Raw data:
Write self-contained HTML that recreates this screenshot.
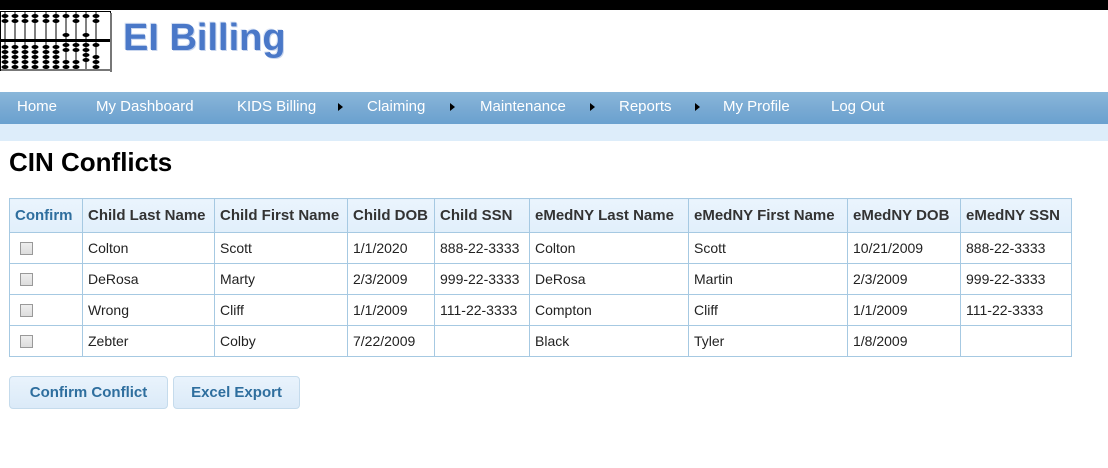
<!DOCTYPE html>
<html><head><meta charset="utf-8"><style>
body{margin:0;width:1108px;height:468px;background:#fff;font-family:"Liberation Sans",sans-serif;position:relative;overflow:hidden}
.top{position:absolute;left:0;top:0;width:1108px;height:10px;background:#000}
.logo{position:absolute;left:0;top:11px}
.brand{position:absolute;left:123px;top:17px;font-size:38px;font-weight:bold;color:#4a78c8;letter-spacing:0px;text-shadow:1px 1px 0 #c9d6ee,-1px -1px 0 #dfe7f6}
.nav{position:absolute;left:0;top:92px;width:1108px;height:32px;background:linear-gradient(#8ab7da,#7aaad3 50%,#6aa1cf)}
.band{position:absolute;left:0;top:124px;width:1108px;height:17px;background:#ddedfa}
.nav span{position:absolute;top:6px;color:#fff;font-size:15px}
.nav i{position:absolute;top:11px;width:0;height:0;border-left:5px solid #000;border-top:4px solid transparent;border-bottom:4px solid transparent}
h1{position:absolute;left:9px;top:147px;margin:0;font-size:26px;font-weight:bold;color:#000}
table{position:absolute;left:9px;top:198px;border-collapse:collapse;table-layout:fixed;font-size:14px;color:#222}
td,th{border:1px solid #a6c9e2;padding:0 5px;text-align:left;white-space:nowrap;overflow:hidden}
th{height:33px;background:linear-gradient(#eaf4fd,#e1effb);font-weight:bold;color:#333;font-size:15px}
th.c{color:#2e6e9e}
td{height:30px;background:#fff}
.cb{display:inline-block;width:11px;height:11px;border:1px solid #999;background:linear-gradient(#eee,#ddd);margin-left:5px;margin-top:-2px;vertical-align:middle}
.btn{position:absolute;top:376px;height:31px;border:1px solid #c5dbec;border-radius:4px;background:linear-gradient(#e9f3fc,#dbeaf8);color:#2e6e9e;font-weight:bold;font-size:15px;line-height:31px;text-align:center}
</style></head><body>
<div class="top"></div>
<svg class="logo" width="112" height="62" viewBox="0 0 112 62">
<rect x="0.5" y="0.5" width="110" height="59" fill="#fff" stroke="#000"/>
<rect x="110" y="2" width="2" height="59" fill="#777"/>
<rect x="1" y="58" width="111" height="2" fill="#777"/>
<rect x="1" y="28" width="109" height="3" fill="#000"/>
<g stroke="#000" stroke-width="1">
<line x1="5" y1="1" x2="5" y2="58"/><line x1="15" y1="1" x2="15" y2="58"/><line x1="25" y1="1" x2="25" y2="58"/><line x1="35" y1="1" x2="35" y2="58"/><line x1="46" y1="1" x2="46" y2="58"/><line x1="56" y1="1" x2="56" y2="58"/><line x1="66" y1="1" x2="66" y2="58"/><line x1="76" y1="1" x2="76" y2="58"/><line x1="86" y1="1" x2="86" y2="58"/><line x1="96" y1="1" x2="96" y2="58"/>
</g>
<g fill="#000">
<g id="up"><ellipse cx="5" cy="5" rx="3.5" ry="2"/><ellipse cx="5" cy="10" rx="3.5" ry="2"/></g>
<use href="#up" x="10"/><use href="#up" x="20"/><use href="#up" x="30"/><use href="#up" x="41"/><use href="#up" x="51"/>
<ellipse cx="66" cy="5" rx="3.5" ry="2"/><ellipse cx="66" cy="24" rx="3.5" ry="2"/>
<ellipse cx="76" cy="5" rx="3.5" ry="2"/><ellipse cx="76" cy="10" rx="3.5" ry="2"/>
<ellipse cx="86" cy="5" rx="3.5" ry="2"/><ellipse cx="86" cy="24" rx="3.5" ry="2"/>
<ellipse cx="96" cy="5" rx="3.5" ry="2"/><ellipse cx="96" cy="10" rx="3.5" ry="2"/>
<g id="lo"><ellipse cx="5" cy="36" rx="3.5" ry="2"/><ellipse cx="5" cy="41" rx="3.5" ry="2"/><ellipse cx="5" cy="46" rx="3.5" ry="2"/><ellipse cx="5" cy="51" rx="3.5" ry="2"/><ellipse cx="5" cy="56" rx="3.5" ry="2"/></g>
<use href="#lo" x="10"/><use href="#lo" x="20"/><use href="#lo" x="30"/><use href="#lo" x="41"/><use href="#lo" x="51"/>
<ellipse cx="66" cy="34" rx="3.5" ry="2"/><ellipse cx="66" cy="39" rx="3.5" ry="2"/><ellipse cx="66" cy="51" rx="3.5" ry="2"/><ellipse cx="66" cy="56" rx="3.5" ry="2"/>
<ellipse cx="76" cy="34" rx="3.5" ry="2"/><ellipse cx="76" cy="39" rx="3.5" ry="2"/><ellipse cx="76" cy="51" rx="3.5" ry="2"/><ellipse cx="76" cy="56" rx="3.5" ry="2"/>
<ellipse cx="86" cy="34" rx="3.5" ry="2"/><ellipse cx="86" cy="39" rx="3.5" ry="2"/><ellipse cx="86" cy="44" rx="3.5" ry="2"/><ellipse cx="86" cy="49" rx="3.5" ry="2"/>
<ellipse cx="96" cy="34" rx="3.5" ry="2"/><ellipse cx="96" cy="46" rx="3.5" ry="2"/><ellipse cx="96" cy="51" rx="3.5" ry="2"/><ellipse cx="96" cy="56" rx="3.5" ry="2"/>
</g>
</svg>
<div class="brand">EI Billing</div>
<div class="nav">
<span style="left:17px">Home</span>
<span style="left:96px">My Dashboard</span>
<span style="left:237px">KIDS Billing</span><i style="left:338px"></i>
<span style="left:367px">Claiming</span><i style="left:450px"></i>
<span style="left:480px">Maintenance</span><i style="left:590px"></i>
<span style="left:619px">Reports</span><i style="left:695px"></i>
<span style="left:723px">My Profile</span>
<span style="left:831px">Log Out</span>
</div>
<div class="band"></div>
<h1>CIN Conflicts</h1>
<table>
<colgroup><col style="width:73px"><col style="width:132px"><col style="width:133px"><col style="width:87px"><col style="width:95px"><col style="width:159px"><col style="width:159px"><col style="width:113px"><col style="width:111px"></colgroup>
<tr><th class="c">Confirm</th><th>Child Last Name</th><th>Child First Name</th><th>Child DOB</th><th>Child SSN</th><th>eMedNY Last Name</th><th>eMedNY First Name</th><th>eMedNY DOB</th><th>eMedNY SSN</th></tr>
<tr><td><span class="cb"></span></td><td>Colton</td><td>Scott</td><td>1/1/2020</td><td>888-22-3333</td><td>Colton</td><td>Scott</td><td>10/21/2009</td><td>888-22-3333</td></tr>
<tr><td><span class="cb"></span></td><td>DeRosa</td><td>Marty</td><td>2/3/2009</td><td>999-22-3333</td><td>DeRosa</td><td>Martin</td><td>2/3/2009</td><td>999-22-3333</td></tr>
<tr><td><span class="cb"></span></td><td>Wrong</td><td>Cliff</td><td>1/1/2009</td><td>111-22-3333</td><td>Compton</td><td>Cliff</td><td>1/1/2009</td><td>111-22-3333</td></tr>
<tr><td><span class="cb"></span></td><td>Zebter</td><td>Colby</td><td>7/22/2009</td><td></td><td>Black</td><td>Tyler</td><td>1/8/2009</td><td></td></tr>
</table>
<div class="btn" style="left:9px;width:157px">Confirm Conflict</div>
<div class="btn" style="left:173px;width:125px">Excel Export</div>
</body></html>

Written request: Every line of the data above should be quoted exactly. Omit the pictures.

Task response:
Write self-contained HTML that recreates this screenshot.
<!DOCTYPE html>
<html><head><meta charset="utf-8"><style>
body{margin:0;width:1108px;height:468px;background:#fff;font-family:"Liberation Sans",sans-serif;position:relative;overflow:hidden}
.top{position:absolute;left:0;top:0;width:1108px;height:10px;background:#000}
.logo{position:absolute;left:0;top:11px}
.brand{position:absolute;left:123px;top:17px;font-size:38px;font-weight:bold;color:#4a78c8;letter-spacing:0px;text-shadow:1px 1px 0 #c9d6ee,-1px -1px 0 #dfe7f6}
.nav{position:absolute;left:0;top:92px;width:1108px;height:32px;background:linear-gradient(#8ab7da,#7aaad3 50%,#6aa1cf)}
.band{position:absolute;left:0;top:124px;width:1108px;height:17px;background:#ddedfa}
.nav span{position:absolute;top:6px;color:#fff;font-size:15px}
.nav i{position:absolute;top:11px;width:0;height:0;border-left:5px solid #000;border-top:4px solid transparent;border-bottom:4px solid transparent}
h1{position:absolute;left:9px;top:147px;margin:0;font-size:26px;font-weight:bold;color:#000}
table{position:absolute;left:9px;top:198px;border-collapse:collapse;table-layout:fixed;font-size:14px;color:#222}
td,th{border:1px solid #a6c9e2;padding:0 5px;text-align:left;white-space:nowrap;overflow:hidden}
th{height:33px;background:linear-gradient(#eaf4fd,#e1effb);font-weight:bold;color:#333;font-size:15px}
th.c{color:#2e6e9e}
td{height:30px;background:#fff}
.cb{display:inline-block;width:11px;height:11px;border:1px solid #999;background:linear-gradient(#eee,#ddd);margin-left:5px;margin-top:-2px;vertical-align:middle}
.btn{position:absolute;top:376px;height:31px;border:1px solid #c5dbec;border-radius:4px;background:linear-gradient(#e9f3fc,#dbeaf8);color:#2e6e9e;font-weight:bold;font-size:15px;line-height:31px;text-align:center}
</style></head><body>
<div class="top"></div>
<svg class="logo" width="112" height="62" viewBox="0 0 112 62">
<rect x="0.5" y="0.5" width="110" height="59" fill="#fff" stroke="#000"/>
<rect x="110" y="2" width="2" height="59" fill="#777"/>
<rect x="1" y="58" width="111" height="2" fill="#777"/>
<rect x="1" y="28" width="109" height="3" fill="#000"/>
<g stroke="#000" stroke-width="1">
<line x1="5" y1="1" x2="5" y2="58"/><line x1="15" y1="1" x2="15" y2="58"/><line x1="25" y1="1" x2="25" y2="58"/><line x1="35" y1="1" x2="35" y2="58"/><line x1="46" y1="1" x2="46" y2="58"/><line x1="56" y1="1" x2="56" y2="58"/><line x1="66" y1="1" x2="66" y2="58"/><line x1="76" y1="1" x2="76" y2="58"/><line x1="86" y1="1" x2="86" y2="58"/><line x1="96" y1="1" x2="96" y2="58"/>
</g>
<g fill="#000">
<g id="up"><ellipse cx="5" cy="5" rx="3.5" ry="2"/><ellipse cx="5" cy="10" rx="3.5" ry="2"/></g>
<use href="#up" x="10"/><use href="#up" x="20"/><use href="#up" x="30"/><use href="#up" x="41"/><use href="#up" x="51"/>
<ellipse cx="66" cy="5" rx="3.5" ry="2"/><ellipse cx="66" cy="24" rx="3.5" ry="2"/>
<ellipse cx="76" cy="5" rx="3.5" ry="2"/><ellipse cx="76" cy="10" rx="3.5" ry="2"/>
<ellipse cx="86" cy="5" rx="3.5" ry="2"/><ellipse cx="86" cy="24" rx="3.5" ry="2"/>
<ellipse cx="96" cy="5" rx="3.5" ry="2"/><ellipse cx="96" cy="10" rx="3.5" ry="2"/>
<g id="lo"><ellipse cx="5" cy="36" rx="3.5" ry="2"/><ellipse cx="5" cy="41" rx="3.5" ry="2"/><ellipse cx="5" cy="46" rx="3.5" ry="2"/><ellipse cx="5" cy="51" rx="3.5" ry="2"/><ellipse cx="5" cy="56" rx="3.5" ry="2"/></g>
<use href="#lo" x="10"/><use href="#lo" x="20"/><use href="#lo" x="30"/><use href="#lo" x="41"/><use href="#lo" x="51"/>
<ellipse cx="66" cy="34" rx="3.5" ry="2"/><ellipse cx="66" cy="39" rx="3.5" ry="2"/><ellipse cx="66" cy="51" rx="3.5" ry="2"/><ellipse cx="66" cy="56" rx="3.5" ry="2"/>
<ellipse cx="76" cy="34" rx="3.5" ry="2"/><ellipse cx="76" cy="39" rx="3.5" ry="2"/><ellipse cx="76" cy="51" rx="3.5" ry="2"/><ellipse cx="76" cy="56" rx="3.5" ry="2"/>
<ellipse cx="86" cy="34" rx="3.5" ry="2"/><ellipse cx="86" cy="39" rx="3.5" ry="2"/><ellipse cx="86" cy="44" rx="3.5" ry="2"/><ellipse cx="86" cy="49" rx="3.5" ry="2"/>
<ellipse cx="96" cy="34" rx="3.5" ry="2"/><ellipse cx="96" cy="46" rx="3.5" ry="2"/><ellipse cx="96" cy="51" rx="3.5" ry="2"/><ellipse cx="96" cy="56" rx="3.5" ry="2"/>
</g>
</svg>
<div class="brand">EI Billing</div>
<div class="nav">
<span style="left:17px">Home</span>
<span style="left:96px">My Dashboard</span>
<span style="left:237px">KIDS Billing</span><i style="left:338px"></i>
<span style="left:367px">Claiming</span><i style="left:450px"></i>
<span style="left:480px">Maintenance</span><i style="left:590px"></i>
<span style="left:619px">Reports</span><i style="left:695px"></i>
<span style="left:723px">My Profile</span>
<span style="left:831px">Log Out</span>
</div>
<div class="band"></div>
<h1>CIN Conflicts</h1>
<table>
<colgroup><col style="width:73px"><col style="width:132px"><col style="width:133px"><col style="width:87px"><col style="width:95px"><col style="width:159px"><col style="width:159px"><col style="width:113px"><col style="width:111px"></colgroup>
<tr><th class="c">Confirm</th><th>Child Last Name</th><th>Child First Name</th><th>Child DOB</th><th>Child SSN</th><th>eMedNY Last Name</th><th>eMedNY First Name</th><th>eMedNY DOB</th><th>eMedNY SSN</th></tr>
<tr><td><span class="cb"></span></td><td>Colton</td><td>Scott</td><td>1/1/2020</td><td>888-22-3333</td><td>Colton</td><td>Scott</td><td>10/21/2009</td><td>888-22-3333</td></tr>
<tr><td><span class="cb"></span></td><td>DeRosa</td><td>Marty</td><td>2/3/2009</td><td>999-22-3333</td><td>DeRosa</td><td>Martin</td><td>2/3/2009</td><td>999-22-3333</td></tr>
<tr><td><span class="cb"></span></td><td>Wrong</td><td>Cliff</td><td>1/1/2009</td><td>111-22-3333</td><td>Compton</td><td>Cliff</td><td>1/1/2009</td><td>111-22-3333</td></tr>
<tr><td><span class="cb"></span></td><td>Zebter</td><td>Colby</td><td>7/22/2009</td><td></td><td>Black</td><td>Tyler</td><td>1/8/2009</td><td></td></tr>
</table>
<div class="btn" style="left:9px;width:157px">Confirm Conflict</div>
<div class="btn" style="left:173px;width:125px">Excel Export</div>
</body></html>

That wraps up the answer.